Parmi eux, Létitia et Nadia. Trois générations de femmes aux avis bien tranchés, au sujet du travail des femmes par exemple : « Moi, je leur ai dit qu’avec deux ou trois enfants, elles ne devraient pas travailler. On m’a répondu, on est obligées. Je leur ai dit, oui parce que vous voulez tout. Il faut que chacun ait sa voiture, faire des travaux dans la maison. Donc elles n’arriveront jamais », commente Francine.

Létitia, son arrière petite-fille, n’est pas de cet avis : « Je gagne mon argent, je peux faire ce que je veux, c’est moi qui gère, je suis un peu plus libre je trouve quand même ». 

Une troisième voix s’ajoute, celle de Nadia, petite-fille de Francine : « Le fait de travailler, ça permet aussi au niveau social de voir du monde, de parler d’autre chose, de se sentir utile aussi », tient-elle à préciser. 

Francine Guillerm a rencontré son mari dans une boulangerie où ils travaillaient tous les deux en 1937. Un mariage d’amour, dit-elle. Après son décès en 1952, elle ne s’est jamais remariée.
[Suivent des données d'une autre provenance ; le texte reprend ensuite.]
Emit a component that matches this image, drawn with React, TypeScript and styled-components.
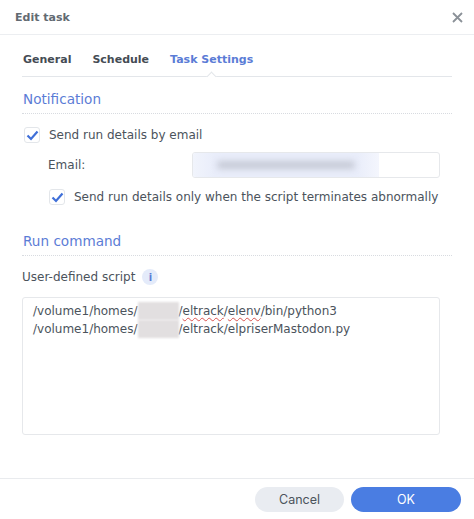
import styled, { createGlobalStyle } from "styled-components";

const GlobalStyle = createGlobalStyle`
  html, body {
    margin: 0;
    padding: 0;
    background: #fff;
  }
  body {
    font-family: "DejaVu Sans", Verdana, sans-serif;
    font-size: 12px;
    color: #4b535c;
  }
`;

const Dialog = styled.div`
  width: 474px;
  height: 519px;
  display: flex;
  flex-direction: column;
  background: #fff;
  overflow: hidden;
`;

const Header = styled.header`
  height: 35px;
  box-sizing: border-box;
  flex: none;
  display: flex;
  align-items: center;
  justify-content: space-between;
  padding: 0 11px 0 15px;
  border-bottom: 1px solid #eceef1;
`;

const Title = styled.div`
  font-size: 11px;
  font-weight: 700;
  color: #626a72;
`;

const CloseIcon = styled.svg`
  width: 11px;
  height: 11px;
  stroke: #8b9198;
  stroke-width: 1.8;
  fill: none;
`;

const Body = styled.main`
  flex: 1;
  padding: 0 22px;
`;

const Tabs = styled.nav`
  height: 42px;
  display: flex;
  align-items: center;
  gap: 21px;
  padding: 8px 0 0 1px;
  box-sizing: border-box;
  border-bottom: 1px solid #e3e6ea;
  position: relative;
`;

const Tab = styled.div<{ $active?: boolean }>`
  font-size: 11px;
  font-weight: 700;
  color: ${(props) => (props.$active ? "#5b7cd6" : "#454c54")};
`;

const TabCaret = styled.span`
  position: absolute;
  left: 186px;
  bottom: -4px;
  width: 6px;
  height: 6px;
  background: #fff;
  border-top: 1px solid #e3e6ea;
  border-left: 1px solid #e3e6ea;
  transform: rotate(45deg);
`;

const SectionTitle = styled.div<{ $top: number }>`
  height: 22px;
  margin-top: ${(props) => props.$top}px;
  font-size: 13.6px;
  line-height: 22px;
  color: #5b7cd6;
  border-bottom: 1px dotted #d8dbe0;
  padding: 0 0 3px 1px;
`;

const CheckRow = styled.label<{ $indent: number; $top: number }>`
  display: flex;
  align-items: center;
  gap: 9px;
  height: 18px;
  margin-top: ${(props) => props.$top}px;
  margin-left: ${(props) => props.$indent}px;
  white-space: nowrap;
`;

const CheckBox = styled.span`
  width: 16px;
  height: 16px;
  box-sizing: border-box;
  flex: none;
  display: flex;
  align-items: center;
  justify-content: center;
  border: 1px solid #e3e6ea;
  border-radius: 3px;
  background: #fff;
`;

const CheckMark = styled.svg`
  width: 13px;
  height: 11px;
  stroke: #3f6fd8;
  stroke-width: 2.2;
  fill: none;
`;

const EmailRow = styled.div`
  display: flex;
  align-items: center;
  height: 26px;
  margin-top: 8px;
  padding-left: 26px;
`;

const EmailLabel = styled.div`
  width: 144px;
`;

const EmailInput = styled.div`
  width: 248px;
  height: 26px;
  box-sizing: border-box;
  border: 1px solid #e6e8eb;
  border-radius: 3px;
  overflow: hidden;
`;

const EmailBlur = styled.div`
  width: 186px;
  height: 100%;
  background: linear-gradient(90deg, #f1f4fc 0%, #e9edfa 12%, #e9edfa 88%, #f4f6fd 100%);
  display: flex;
  align-items: center;
  justify-content: center;
`;

const EmailSmudge = styled.div`
  width: 138px;
  height: 8px;
  border-radius: 4px;
  background: #c6cad6;
  filter: blur(3px);
`;

const FieldLabel = styled.div`
  display: flex;
  align-items: center;
  gap: 7px;
  height: 18px;
  margin-top: 12px;
`;

const InfoBadge = styled.span`
  width: 16px;
  height: 16px;
  border-radius: 50%;
  background: #e4ebfa;
  color: #5b7cd6;
  font-size: 10px;
  font-weight: 700;
  display: flex;
  align-items: center;
  justify-content: center;
`;

const ScriptBox = styled.div`
  width: 418px;
  height: 138px;
  margin-top: 11px;
  box-sizing: border-box;
  border: 1px solid #e6e8eb;
  border-radius: 3px;
  padding: 4px 10px;
  line-height: 18px;
  color: #4b535c;
`;

const ScriptLine = styled.div`
  white-space: nowrap;
  height: 18px;
`;

const Redacted = styled.span`
  display: inline-block;
  width: 41px;
  height: 18px;
  vertical-align: top;
  background: #e2dfe0;
  filter: blur(1px);
`;

const Misspelled = styled.span`
  text-decoration: underline wavy #d9534f 1px;
  text-underline-offset: 2px;
`;

const Footer = styled.footer`
  height: 41px;
  box-sizing: border-box;
  flex: none;
  display: flex;
  justify-content: flex-end;
  align-items: flex-start;
  gap: 7px;
  padding: 8px 13px 0 0;
  border-top: 1px solid #e9ebee;
`;

const Button = styled.button<{ $primary?: boolean }>`
  width: ${(props) => (props.$primary ? 110 : 89)}px;
  height: 25px;
  border: none;
  border-radius: 13px;
  padding: 0;
  font-family: Inter, "Noto Sans", sans-serif;
  font-size: 12.5px;
  background: ${(props) => (props.$primary ? "#4a7de2" : "#e9ecf1")};
  color: ${(props) => (props.$primary ? "#fff" : "#4b535c")};
`;

const Check = () => (
  <CheckBox>
    <CheckMark viewBox="0 0 13 11">
      <path d="M1.5 5.5 L5 9 L11.5 1.5" />
    </CheckMark>
  </CheckBox>
);

export default function App() {
  return (
    <>
      <GlobalStyle />
      <Dialog>
        <Header>
          <Title>Edit task</Title>
          <CloseIcon viewBox="0 0 11 11">
            <path d="M1 1 L10 10 M10 1 L1 10" />
          </CloseIcon>
        </Header>
        <Body>
          <Tabs>
            <Tab>General</Tab>
            <Tab>Schedule</Tab>
            <Tab $active>Task Settings</Tab>
            <TabCaret />
          </Tabs>
          <SectionTitle $top={11}>Notification</SectionTitle>
          <CheckRow $indent={2} $top={12}>
            <Check />
            Send run details by email
          </CheckRow>
          <EmailRow>
            <EmailLabel>Email:</EmailLabel>
            <EmailInput>
              <EmailBlur>
                <EmailSmudge />
              </EmailBlur>
            </EmailInput>
          </EmailRow>
          <CheckRow $indent={27} $top={10}>
            <Check />
            Send run details only when the script terminates abnormally
          </CheckRow>
          <SectionTitle $top={24}>Run command</SectionTitle>
          <FieldLabel>
            User-defined script
            <InfoBadge>i</InfoBadge>
          </FieldLabel>
          <ScriptBox>
            <ScriptLine>
              /volume1/homes/<Redacted />/<Misspelled>eltrack</Misspelled>/<Misspelled>elenv</Misspelled>/bin/python3
            </ScriptLine>
            <ScriptLine>
              /volume1/homes/<Redacted />/eltrack/elpriserMastodon.py
            </ScriptLine>
          </ScriptBox>
        </Body>
        <Footer>
          <Button>Cancel</Button>
          <Button $primary>OK</Button>
        </Footer>
      </Dialog>
    </>
  );
}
Il y a des familles où les femmes étaient tout le temps enceintes, toujours enceintes.

Un sujet rassemble ces trois générations de femmes : la contraception et le choix de ses grossesses. « Il y a des familles où les femmes étaient tout le temps enceintes, toujours enceintes », se souvient Francine. « Elles subissaient », déplore Létitia. « Oui, et puis, pas d’avortement. Alors qu’aujourd’hui on a le choix de ça aussi », commente Nadia. 

La plus grande révolution dans le quotidien de Francine Guillerm, ce n’était pas l’avancée du féminisme et des droits des femmes, mais l’arrivée de la machine à laver. Elle ne s’était pas battue pour le droit de vote ni pour le droit à l’avortement. 

Francine Guillerm ne sait pas ce qu’est le féminisme, question de génération probablement, contrairement à ses petites-filles et arrière petites-filles pour qui le mot combat n’est pas un vain mot, concernant les droits des femmes. « Elles se sont battues tout le temps, pour avoir le droit de vote, pour exister, pour avoir le droit à l’avortement, et là il faut encore qu’on se batte pour les salaires et pour être vraiment entendues par l’Homme », conclut Nadia. 

Francine, elle, dit prendre la vie comme elle vient et a toujours revendiqué une grande liberté. Elle fêtera ses 108 ans l’été prochain.